O neopopulismo na América Latina convive mal com os meios de comunicação. Está aí o regime de Hugo Chávez, na Venezuela, em franca transição para o autoritarismo referendário. Lá, as vozes democráticas discordantes, seja na política, seja nos meios de comunicação, constituem bolsões de resistência, submetidos ao constante acosso do caudilho e de suas numerosas frentes auxiliares (o Legislativo venezuelano é quase uma cópia dos antigos sovietes dos regimes comunistas; Judiciário e ministério público estão, na prática, a serviço do regime).

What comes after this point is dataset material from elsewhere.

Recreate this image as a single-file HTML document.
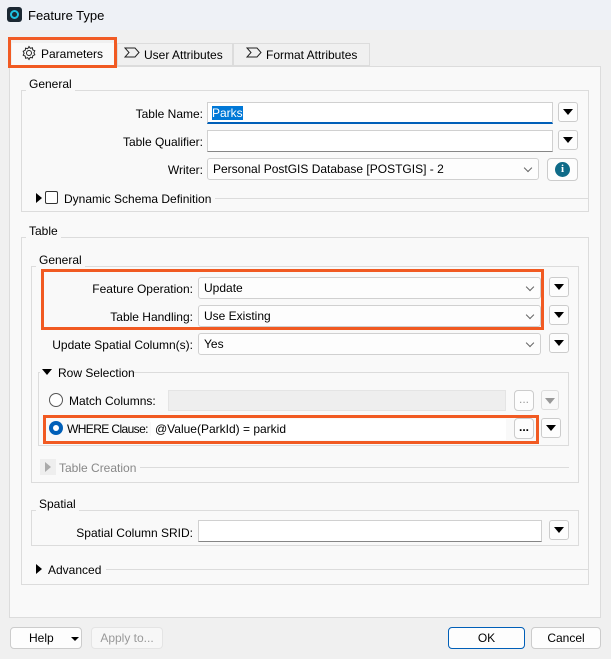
<!DOCTYPE html>
<html><head><style>
*{box-sizing:border-box}
body{margin:0;width:611px;height:659px;background:#f0f0f0;font-family:"Liberation Sans",sans-serif;font-size:12px;color:#000;position:relative;overflow:hidden}
.a{position:absolute}
.lbl{position:absolute;text-align:right;white-space:nowrap}
.in{position:absolute;background:#fff;border:1px solid #d0d0d0;border-bottom:1px solid #868686;height:22px;padding:3px 4px;white-space:nowrap}
.cb{position:absolute;background:#fdfdfd;border:1px solid #d0d0d0;border-radius:3px;height:22px;padding:3px 5px;white-space:nowrap}
.cb:after{content:"";position:absolute;right:7px;top:6px;width:5px;height:5px;border-right:1px solid #666;border-bottom:1px solid #666;transform:rotate(45deg)}
.db{position:absolute;width:20px;height:20px;background:#fdfdfd;border:1px solid #ccc;border-radius:3px}
.db:after{content:"";position:absolute;left:4px;top:6px;border-left:5px solid transparent;border-right:5px solid transparent;border-top:6px solid #000}
.grp{position:absolute;border:1px solid #dcdcdc}
.gl{position:absolute;background:#f9f9f9;padding:0 3px}
.or{position:absolute;border:3px solid #f15a22}
.btn{position:absolute;height:22px;border:1px solid #ccc;border-radius:4px;background:#fdfdfd;text-align:center;line-height:20px}
</style></head><body>
<div class="a" style="left:0;top:0;width:611px;height:30px;background:#eef1f6"></div>
<div class="a" style="left:7px;top:7px;width:15px;height:15px;background:#1b2833;border-radius:3px"><div class="a" style="left:3px;top:3px;width:9px;height:9px;border:2px solid #1fc0e0;border-radius:50%"></div></div>
<div class="a" style="left:28px;top:8px;font-size:13px">Feature Type</div>

<div class="a" style="left:9px;top:66px;width:592px;height:552px;background:#f9f9f9;border:1px solid #dcdcdc"></div>
<div class="a" style="left:12px;top:43px;width:102px;height:24px;background:#f9f9f9"></div>
<div class="a" style="left:117px;top:43px;width:116px;height:23px;border:1px solid #dcdcdc;background:#f0f0f0"></div>
<div class="a" style="left:233px;top:43px;width:137px;height:23px;border:1px solid #dcdcdc;background:#f0f0f0"></div>
<div class="or" style="left:8px;top:37px;width:109px;height:31px"></div>
<svg class="a" style="left:21px;top:45px" width="16" height="16" viewBox="0 0 16 16"><circle cx="8" cy="8" r="2.5" fill="none" stroke="#222"/><path d="M8 1.5l1.3 1.8 2.1-.6.4 2.2 2 .9-.9 2 .9 2-2 .9-.4 2.2-2.1-.6L8 14.5l-1.3-1.8-2.1.6-.4-2.2-2-.9.9-2-.9-2 2-.9.4-2.2 2.1.6z" fill="none" stroke="#222"/></svg>
<div class="a" style="left:41px;top:47px;font-size:12px">Parameters</div>
<svg class="a" style="left:124px;top:47px" width="16" height="11"><path d="M1 1h10l4 4.5-4 4.5H1l4-4.5z" fill="none" stroke="#222"/></svg>
<div class="a" style="left:144px;top:48px">User Attributes</div>
<svg class="a" style="left:246px;top:47px" width="16" height="11"><path d="M1 1h10l4 4.5-4 4.5H1l4-4.5z" fill="none" stroke="#222"/></svg>
<div class="a" style="left:266px;top:48px">Format Attributes</div>

<div class="grp" style="left:21px;top:90px;width:568px;height:122px"></div>
<div class="gl" style="left:26px;top:77px">General</div>
<div class="lbl" style="right:408px;top:107px">Table Name:</div>
<div class="in" style="left:207px;top:102px;width:346px;border-bottom:2px solid #005fb8"><span style="background:#0078d7;color:#fff">Parks</span></div>
<div class="db" style="left:558px;top:102px"></div>
<div class="lbl" style="right:408px;top:135px">Table Qualifier:</div>
<div class="in" style="left:207px;top:130px;width:346px"></div>
<div class="db" style="left:558px;top:130px"></div>
<div class="lbl" style="right:408px;top:163px">Writer:</div>
<div class="cb" style="left:207px;top:158px;width:332px">Personal PostGIS Database [POSTGIS] - 2</div>
<div class="btn" style="left:547px;top:158px;width:31px;height:23px"><div style="margin:3px auto;width:15px;height:15px;border-radius:50%;background:#0f6b88;color:#fff;font-weight:bold;font-size:11px;line-height:15px;font-family:'Liberation Serif',serif">i</div></div>
<div class="a" style="left:36px;top:193px;border-top:5px solid transparent;border-bottom:5px solid transparent;border-left:6px solid #000"></div>
<div class="a" style="left:45px;top:191px;width:13px;height:13px;border:1px solid #333;border-radius:2px;background:#fff"></div>
<div class="a" style="left:64px;top:192px">Dynamic Schema Definition</div>
<div class="a" style="left:215px;top:198px;width:374px;border-top:1px solid #dcdcdc"></div>

<div class="grp" style="left:21px;top:237px;width:568px;height:348px"></div>
<div class="gl" style="left:26px;top:224px">Table</div>
<div class="grp" style="left:31px;top:266px;width:548px;height:217px"></div>
<div class="gl" style="left:36px;top:253px">General</div>
<div class="lbl" style="right:418px;top:282px">Feature Operation:</div>
<div class="cb" style="left:198px;top:277px;width:343px">Update</div>
<div class="db" style="left:549px;top:277px"></div>
<div class="lbl" style="right:418px;top:310px">Table Handling:</div>
<div class="cb" style="left:198px;top:305px;width:343px">Use Existing</div>
<div class="db" style="left:549px;top:305px"></div>
<div class="or" style="left:41px;top:269px;width:503px;height:61px"></div>
<div class="lbl" style="right:418px;top:338px">Update Spatial Column(s):</div>
<div class="cb" style="left:198px;top:333px;width:343px">Yes</div>
<div class="db" style="left:549px;top:333px"></div>

<div class="grp" style="left:38px;top:372px;width:531px;height:74px"></div>
<div class="a" style="left:40px;top:364px;width:92px;height:16px;background:#f9f9f9"></div>
<div class="a" style="left:42px;top:369px;border-left:5px solid transparent;border-right:5px solid transparent;border-top:6px solid #000"></div>
<div class="a" style="left:58px;top:366px">Row Selection</div>
<div class="a" style="left:49px;top:393px;width:14px;height:14px;border:1px solid #555;border-radius:50%;background:#fff"></div>
<div class="a" style="left:69px;top:394px">Match Columns:</div>
<div class="a" style="left:168px;top:390px;width:338px;height:21px;background:#eeeeee;border:1px solid #e4e4e4"></div>
<div class="btn" style="left:514px;top:390px;width:20px;height:21px;color:#999;line-height:16px">...</div>
<div class="a" style="left:541px;top:390px;width:18px;height:20px;border:1px solid #ddd;border-radius:3px"><div class="a" style="left:3px;top:7px;border-left:5px solid transparent;border-right:5px solid transparent;border-top:6px solid #999"></div></div>
<div class="a" style="left:49px;top:421px;width:14px;height:14px;border-radius:50%;background:#005fb8"><div class="a" style="left:4px;top:4px;width:6px;height:6px;border-radius:50%;background:#fff"></div></div>
<div class="a" style="left:150px;top:419px;width:356px;height:21px;background:#fff;padding:3px 5px">@Value(ParkId) = parkid</div>
<div class="a" style="left:67px;top:422px;letter-spacing:-0.6px;background:#f9f9f9;padding-right:3px">WHERE Clause:</div>
<div class="btn" style="left:514px;top:418px;width:20px;height:21px;line-height:16px;font-weight:bold">...</div>
<div class="db" style="left:541px;top:418px"></div>
<div class="or" style="left:43px;top:415px;width:496px;height:29px"></div>

<div class="a" style="left:40px;top:459px;width:16px;height:16px;background:#eee"></div>
<div class="a" style="left:45px;top:462px;border-top:5px solid transparent;border-bottom:5px solid transparent;border-left:6px solid #aaa"></div>
<div class="a" style="left:59px;top:461px;color:#888">Table Creation</div>
<div class="a" style="left:140px;top:467px;width:429px;border-top:1px solid #dcdcdc"></div>

<div class="grp" style="left:31px;top:510px;width:548px;height:36px"></div>
<div class="gl" style="left:36px;top:497px">Spatial</div>
<div class="lbl" style="right:418px;top:526px">Spatial Column SRID:</div>
<div class="in" style="left:198px;top:520px;width:344px"></div>
<div class="db" style="left:549px;top:520px"></div>

<div class="a" style="left:36px;top:564px;border-top:5px solid transparent;border-bottom:5px solid transparent;border-left:6px solid #000"></div>
<div class="a" style="left:48px;top:563px">Advanced</div>
<div class="a" style="left:106px;top:569px;width:483px;border-top:1px solid #dcdcdc"></div>

<div class="btn" style="left:10px;top:627px;width:72px;text-align:left;padding-left:18px">Help<div class="a" style="left:60px;top:9px;border-left:4px solid transparent;border-right:4px solid transparent;border-top:4px solid #000"></div></div>
<div class="btn" style="left:91px;top:627px;width:72px;color:#999;border-color:#e4e4e4;background:#f7f7f7">Apply to...</div>
<div class="btn" style="left:448px;top:627px;width:77px;border-color:#005fb8">OK</div>
<div class="btn" style="left:531px;top:627px;width:70px">Cancel</div>
</body></html>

Também no Equador de Rafael Correa e agora na Argentina dos Kirchner, a imprensa independente é vista como a inimiga a ser cerceada e combatida.
No Brasil, a par da censura judicial – o último episódio nesta lamentável série foi a mordaça inconstitucional imposta pelo desembargador Dácio Vieira (TJ-DF), em liminar que, a despeito dos percalços, sobrevive há 98 dias de incôngrua, ilegal proibição ao Estadão de publicar reportagens investigativas acerca de Fernando Sarney, filho do presidente do Senado – a imprensa e os meios de comunicação não sofrem as arbitrariedades da perseguição e das leis de exceção.
No entanto, o Presidente Luiz Inácio Lula da Silva, em recente entrevista exclusiva à Folha de S. Paulo, deixou transparecer por que tem ele relações tão estreitas e conviviais com o coronel Chávez, o novo avatar venezuelano na praga que assola àquele país dos presidentes vitalícios.
Tem Sua Excelência estranha opinião sobre o papel da imprensa. Para ele, deve ela informar, mas não fiscalizar. Se tal esdrúxula restrição fosse imposta, não existiria no quarto poder o âmbito investigativo, que é um dos domínios em que os meios de comunicação têm sobejas condições de dar válido aporte à democracia no Estado moderno.
Dois grandes jornais americanos nos proporcionam nesse campo significativo exemplo. Tanto o New York Times, na publicação dos Pentagon Papers (documentos do Pentágono), quanto o Washington Post, na investigação do escândalo de Watergate mostram quão importante na defesa da democracia – então às voltas com as tropelias de Richard Nixon – pode ser o desempenho desse protagonismo na fiscalização de eventuais abusos do poder executivo.
Dessarte, na visão de quem tem azia de ler jornais e revistas de opinião, imprensa que não fiscaliza, que não investiga, é uma imprensa mutilada, falta de um de seus atributos essenciais.
Por sua vez, o regime sindicalista dos Kirchner parece intento em tornar mais do que relevante, e quiçá histórica a reunião da Sociedade Interamericana de Imprensa, que hoje se inicia em Buenos Aires.
Além das anteriores medidas contra o grupo Clarin, culpado do grave, imperdoável delito de oposição aos poderosos da vez (polêmica lei da mídia e suspensão de fusão de empresas de tevê), agora os Kirchner, através de sindicato peronista, bloqueiam a saída de setecentos mil exemplares de jornais e revistas. Esta tentativa de asfixiar o grupo Clarin se desenvolve desde a quarta-feira, com poucas interrupções. Tal forma de atuar - que reflete boçal arbitrariedade – como se a lei vigente na Argentina fosse a da selva, não mereceu qualquer intervenção da forças da ordem, o que mais acirra a impressão de conluio.
Que exemplo mais escrachado de arbítrio, de acosso violento e ilegal poderia estar dando a senhora Cristina Kirchner, e seus beleguins, aos representantes da SIP ?
A censura é um dos instrumentos prediletos do autoritarismo. Nas ditaduras, democracias adjetivadas e quejandos, lá estão os lacaios da censura, sempre solícitos e industriosos, no seu afã de agradar aos ‘homens fortes’, em seus múltiplos, protéicos avatares. E, no entanto, malgrado os seus especiosos truques e disfarces, só enganam a si mesmos, pois como o rei da fábula a própria natureza autoritária estará sempre desnuda aos olhos da opinião pública.